In a significant defeat for former president Donald Trump, the US Supreme Court declines to step in to halt the turnover of his tax records to a New York state prosecutor.

The court’s action is the apparent culmination of a lengthy legal battle that had already reached the high court once before.

Trump’s tax records are not supposed to become public as part of prosecutors’ criminal investigation, but the high court’s action is a blow to Trump because he has long fought on so many fronts to keep his tax records shielded from view. The ongoing investigation the records are part of could also become an issue for Trump in his life after the presidency. Trump has called it “a fishing expedition” and “a continuation of the witch hunt — the greatest witch hunt in history.”

Then-US president Donald Trump gestures to the crowd as he arrives to speak at a campaign rally at Williams Arena in Greenville, NC, July 17, 2019. (AP Photo/Carolyn Kaster, File)

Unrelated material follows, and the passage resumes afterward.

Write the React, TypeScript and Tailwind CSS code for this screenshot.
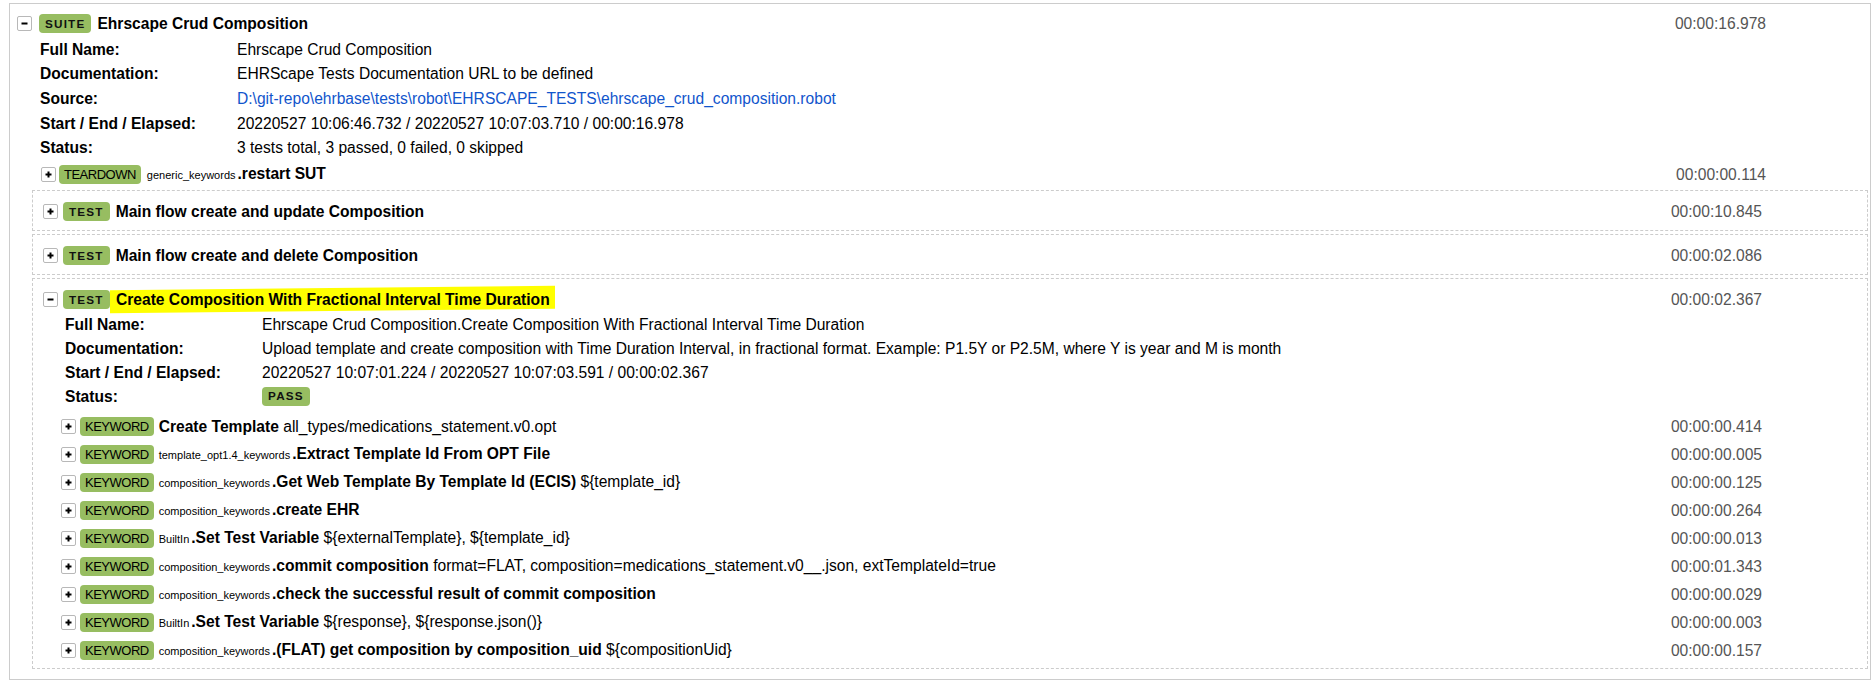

The Supreme Court waited months to act in the case. The last of the written briefs in the case was filed October 19. But a court that includes three Trump appointees waited through the election, Trump’s challenge to his defeat and a month after Trump left office before issuing its order.

The court offers no explanation for the delay, and the legal issue before the justices did not involve whether Trump was due any special deference because he was president.

The court’s order is a win for Manhattan District Attorney Cyrus Vance Jr., who has been seeking Trump’s tax records since 2019 as part of an investigation. Vance, a Democrat, had subpoenaed the records from the Mazars accounting firm that has long done work for Trump and his businesses. Mazars has said it would comply with the subpoena, but Trump, a Republican, sued to block the records’ release.

Vance’s office had said it would be free to enforce the subpoena and obtain the records in the event the Supreme Court declined to step in and halt the records’ turnover, but it was unclear when that might happen. In a three-word statement, Vance on Monday says only: “The work continues.”

Representatives for Trump do not immediately respond to a request for comment.